The program has requirements beyond age and income. You must have owned and occupied the home as your homestead for at least 15 years before applying. The total of all liens against the property, including mortgages, current taxes, and special assessments, cannot exceed 75% of the assessor’s estimated market value.14Minnesota Office of the Revisor of Statutes. Minnesota Statutes Chapter 290B – Senior Citizens Property Tax Deferral This isn’t free money — it’s a loan from the state secured by your home equity. For homeowners who plan to stay in their home long-term and are struggling with cash flow, it can prevent delinquency. But the balance due at sale can be a surprise to heirs who aren’t aware of the program.

Veterans Disability Market Value Exclusion

Veterans with a service-connected disability rating of 70% or higher qualify for a market value exclusion on their homestead. A disability rating of 70% or more provides a $150,000 exclusion.
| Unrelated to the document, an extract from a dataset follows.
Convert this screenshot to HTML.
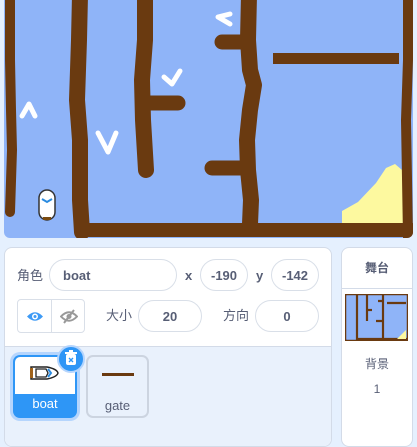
<!DOCTYPE html>
<html><head><meta charset="utf-8"><style>
*{margin:0;padding:0;box-sizing:border-box}
body{width:417px;height:428px;background:#e5f0fe;font-family:"Liberation Sans","Noto Sans CJK SC",sans-serif;position:relative;overflow:hidden;color:#575e75}
.abs{position:absolute}
.panel{background:#fff;border:1px solid #d3dbe8;border-radius:8px}
.inp{position:absolute;border:1px solid #d9dfe8;border-radius:16px;background:#fff;font-weight:bold;font-size:13px;color:#575e75;display:flex;align-items:center}
.lbl{position:absolute;font-size:13px;color:#575e75;line-height:16px}
</style></head><body>
<svg class="abs" style="left:4px;top:0" width="410" height="239" viewBox="4 0 410 239">
<defs><clipPath id="c"><rect x="4" y="-10" width="409" height="248" rx="6"/></clipPath></defs>
<g clip-path="url(#c)">
<rect x="4" y="0" width="410" height="239" fill="#8fb4f8"/>
<polygon points="342,224 342,211 358,202 376,183 386,168 395,164 402,170 405,224" fill="#fdf99f"/>
<g stroke="#6a3a10" stroke-linecap="round" fill="none" stroke-linejoin="round">
<path d="M10 -5 L10 60 L11 110 L12 150 L10 212" stroke-width="10"/>
<path d="M80 -5 L79 40 L77 100 L80 140 L80 200 L82 232" stroke-width="16"/>
<path d="M84 230 L412 230" stroke-width="14"/>
<path d="M145 -5 L145 40 L142 80 L143 120 L146 170" stroke-width="16"/>
<path d="M150 103 L178 103" stroke-width="15"/>
<path d="M249 -5 L248 40 L250 70 L254 85 L250 110 L247 140 L248 170 L251 200 L250 224" stroke-width="16"/>
<path d="M222 42 L246 42" stroke-width="15"/>
<path d="M212 168 L246 168" stroke-width="15"/>
<path d="M408 -5 L408 60 L406 120 L408 237" stroke-width="10"/>
</g>
<rect x="273" y="53" width="126" height="11" fill="#6a3a10"/>
<g stroke="#fff" stroke-width="5" stroke-linecap="round" fill="none" stroke-linejoin="round">
<path d="M22 116 L29 104 L35 116"/>
<path d="M98 133 L108 152 L116 133"/>
<path d="M164 77 L172 84 L180 71"/>
<path d="M230 14 L218 17 L230 24"/>
</g>
<g transform="translate(47,205)">
<rect x="-8" y="-15" width="16" height="30" rx="8" fill="#fff" stroke="#333" stroke-width="1.5"/>
<path d="M-5 -6 L0 -3 L5 -6" stroke="#2a8be0" stroke-width="2" fill="none"/>
<rect x="-4" y="12" width="8" height="3" fill="#7a4a10"/>
</g>
</g>
</svg>
<div class="abs panel" style="left:4px;top:247px;width:328px;height:200px;overflow:hidden">
<div class="abs" style="left:0;top:98px;width:328px;height:110px;background:#e9f1fc;border-top:1px solid #d3dbe8"></div>
</div>
<div class="lbl" style="left:17px;top:268px">角色</div>
<div class="inp" style="left:49px;top:259px;width:128px;height:32px;padding-left:13px">boat</div>
<div class="lbl" style="left:185px;top:268px;font-weight:bold">x</div>
<div class="inp" style="left:200px;top:259px;width:48px;height:32px;justify-content:center">-190</div>
<div class="lbl" style="left:256px;top:268px;font-weight:bold">y</div>
<div class="inp" style="left:271px;top:259px;width:48px;height:32px;justify-content:center">-142</div>
<div class="abs" style="left:17px;top:299px;width:68px;height:34px;border:1px solid #d9dfe8;border-radius:4px;background:#fff">
<div class="abs" style="left:0;top:0;width:34px;height:32px;border-right:1px solid #d9dfe8"></div>
<svg class="abs" style="left:8px;top:10px" width="18" height="13" viewBox="0 0 18 13"><path d="M1 6.5 Q9 -2 17 6.5 Q9 15 1 6.5Z" fill="#3d9af5"/><circle cx="9" cy="6.5" r="3" fill="#fff"/><circle cx="9" cy="6.5" r="1.5" fill="#3d9af5"/></svg>
<svg class="abs" style="left:42px;top:9px" width="18" height="15" viewBox="0 0 18 15"><path d="M1 7.5 Q9 -1 17 7.5 Q9 16 1 7.5Z" fill="none" stroke="#999" stroke-width="2"/><circle cx="9" cy="7.5" r="2.5" fill="#999"/><path d="M14 1 L4 14" stroke="#999" stroke-width="2"/></svg>
</div>
<div class="lbl" style="left:106px;top:308px">大小</div>
<div class="inp" style="left:138px;top:300px;width:64px;height:32px;justify-content:center">20</div>
<div class="lbl" style="left:223px;top:308px">方向</div>
<div class="inp" style="left:255px;top:300px;width:64px;height:32px;justify-content:center">0</div>
<div class="abs" style="left:10px;top:352px;width:70px;height:69px;border-radius:10px;background:#b5d5fd"></div>
<div class="abs" style="left:13px;top:355px;width:64px;height:63px;border-radius:7px;background:#2e96f6;overflow:hidden">
<div class="abs" style="left:2px;top:2px;width:60px;height:37px;background:#fff;border-radius:5px 5px 0 0"></div>
<svg class="abs" style="left:16px;top:10px" width="30" height="16" viewBox="0 0 30 16"><path d="M2 2 L18 2 Q28 4 29 8 Q28 12 18 14 L2 14Z" fill="#fff" stroke="#222" stroke-width="1.5"/><rect x="1" y="3" width="3" height="10" fill="#a0621a"/><path d="M7 4 L17 4 L19 8 L17 12 L7 12Z" fill="none" stroke="#222" stroke-width="1.3"/><path d="M19 4 L22 8 L19 12" stroke="#2a8be0" stroke-width="2" fill="none"/></svg>
<div class="abs" style="left:0;top:41px;width:64px;text-align:center;color:#fff;font-size:13px">boat</div>
</div>
<div class="abs" style="left:57px;top:345px;width:28px;height:28px;border-radius:50%;background:#2e96f6;border:2px solid #b5d5fd"></div>
<svg class="abs" style="left:64px;top:350px" width="14" height="16" viewBox="0 0 14 16"><rect x="2" y="4" width="10" height="11" rx="2" fill="#fff"/><rect x="1" y="2" width="12" height="2" fill="#fff"/><rect x="5" y="0" width="4" height="2" fill="#fff"/><path d="M5 8 L9 12 M9 8 L5 12" stroke="#2e96f6" stroke-width="1.4"/></svg>
<div class="abs" style="left:86px;top:355px;width:63px;height:63px;border-radius:7px;border:2px solid #ccd4e0;background:#e9f1fc">
<div class="abs" style="left:14px;top:16px;width:32px;height:3px;background:#6a3a10"></div>
<div class="abs" style="left:0;top:41px;width:59px;text-align:center;font-size:13px">gate</div>
</div>
<div class="abs panel" style="left:341px;top:247px;width:72px;height:200px">
<div class="abs" style="left:0;top:0;width:70px;height:41px;border-bottom:1px solid #d3dbe8;text-align:center;line-height:41px;font-size:12px;font-weight:bold">舞台</div>
<svg class="abs" style="left:3px;top:46px" width="63" height="47" viewBox="0 0 63 47"><rect x="0.5" y="0.5" width="62" height="46" rx="2" fill="#8fb4f8" stroke="#855cd6" stroke-width="1"/><rect x="0.5" y="0.5" width="62" height="46" fill="none" stroke="#6a3a10" stroke-width="1.5"/><g stroke="#6a3a10" stroke-width="2.2" fill="none"><path d="M12 0 L12 45 L62 45"/><path d="M22 0 L22 27"/><path d="M22 16 L27 16"/><path d="M38 0 L38 44"/><path d="M33 7 L38 7 M31 27 L38 27"/><path d="M42 9 L61 9"/></g><path d="M52 45 L61 36 L61 45Z" fill="#fdf99f"/></svg>
<div class="abs" style="left:0;top:107px;width:70px;text-align:center;font-size:12px">背景</div>
<div class="abs" style="left:0;top:134px;width:70px;text-align:center;font-size:12px">1</div>
</div>
</body></html>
A 100% permanent and total disability rating increases the exclusion to $300,000. Surviving spouses receiving dependency and indemnity compensation also qualify for the $300,000 exclusion.15Minnesota Department of Revenue. Market Value Exclusion for Veterans with a Disability

The veteran must be honorably discharged and must own and occupy the homestead property by December 31 of the applicable year. If you qualify for this exclusion, it replaces the standard Homestead Market Value Exclusion — you receive whichever is more beneficial, not both.15Minnesota Department of Revenue. Market Value Exclusion for Veterans with a Disability

Federal Income Tax Deduction for Property Taxes

You can deduct the property taxes you pay to Blue Earth County on your federal income tax return, but only if you itemize deductions rather than taking the standard deduction. For 2026, the standard deduction is $16,100 for single filers and $32,200 for married couples filing jointly, so itemizing only benefits you if your total deductible expenses exceed those thresholds.16Internal Revenue Service. IRS Releases Tax Inflation Adjustments for Tax Year 2026

Property taxes fall under the state and local tax (SALT) deduction. Under the One Big Beautiful Bill Act, the SALT deduction cap increased to $40,000 for 2025, rising by 1% annually through 2029. That cap phases down for taxpayers with income above $500,000, eventually reaching a floor of $10,000 for the highest earners. Your property taxes, state income taxes, and any other deductible state and local taxes all count toward this single cap. For most Blue Earth County homeowners, the $40,000 limit provides far more room than the prior $10,000 cap did.

Mortgage Escrow and Property Tax Payments

If you have a mortgage, your lender likely collects property taxes as part of your monthly payment and holds those funds in an escrow account. The lender is responsible for disbursing the taxes to Blue Earth County by the May 15 and October 15 deadlines. Federal law under the Real Estate Settlement Procedures Act governs how servicers manage these accounts, including limits on the cushion a servicer can hold beyond what’s needed for the next disbursement.

Your servicer must perform an annual escrow analysis. If the account has a surplus of $50 or more, the servicer is required to refund that amount to you within 30 days. A surplus under $50 can be refunded or credited toward the next year’s payments. If your property taxes increase, the servicer will adjust your monthly payment upward to cover the shortfall — sometimes with a noticeable jump. Reviewing your annual escrow statement and comparing it against the Blue Earth County tax statement helps you catch errors before they compound.